Atriplex tatarica is a species of plant belonging to the family Amaranthaceae. Its native range spans a large area of Middle and western Central Asia, Asia Minor, North Africa, and Eastern Europe.

== Description ==
Atriplex tatarica is an annual plant that has a white branched taproot. The height of A. tatarica varies and can be anywhere from 10 cm to 1 m in height. The pattern of leaf arrangement is alternate at all but the 2-4 lowermost nodes, which exhibit opposite leaf arrangement. Its leaves are petiolate, 2–5 cm long, 0.5–2 cm wide and are variously shaped. A. tatarica exhibits both female and male flora within a plant. Flowers are observed in clusters or solitary. As with other species in the genus Atriplex, A. tatarica is described to express heterocarpy as it produces two fruit types that vary in both size and color.

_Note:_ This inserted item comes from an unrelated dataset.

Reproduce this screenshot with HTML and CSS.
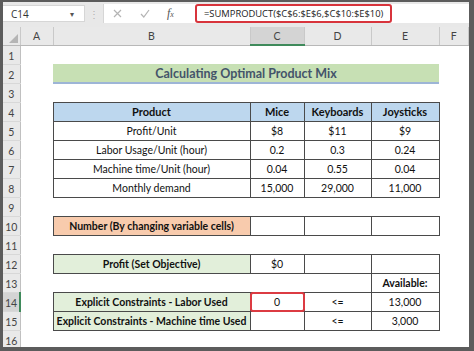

Variation is also seen in chromosome number based on region. In Central Europe only diploid (2n = 18) plants have been observed, whereas in Russia both diploid (2n = 18) and tetraploid (2n = 36) plants have been found.

== Geographical distribution ==
A. tatarica has a widespread native distribution covering Middle Asia, Western Mongolia and Northwestern China as far north as Mongolian Altai. It spans Asia Minor as well as North Africa and South-East Europe. It has even spread to parts of the Eastern United States with A. tatarica being observed in Alabama, Connecticut, Florida, Massachusetts, New Jersey, Pennsylvania, and New Hampshire.

== Habitat ==
Inside its native distribution area of Middle and the western parts of Central Asia and Central Europe, A. tatarica is typically found in large populations in coastal solonchaks (areas with soil having high concentrations of soluble salts). It is reported as having strong tolerance to both nutrient and salinity gradients, and is also typically found in ruderal habitats. It is an early successional plant inhabiting urban areas, road margins, railways, dumps, and dung hills. The plant's propagation along roadways can be attributed to its bracteole covered seeds which readily adhere to rubber tires.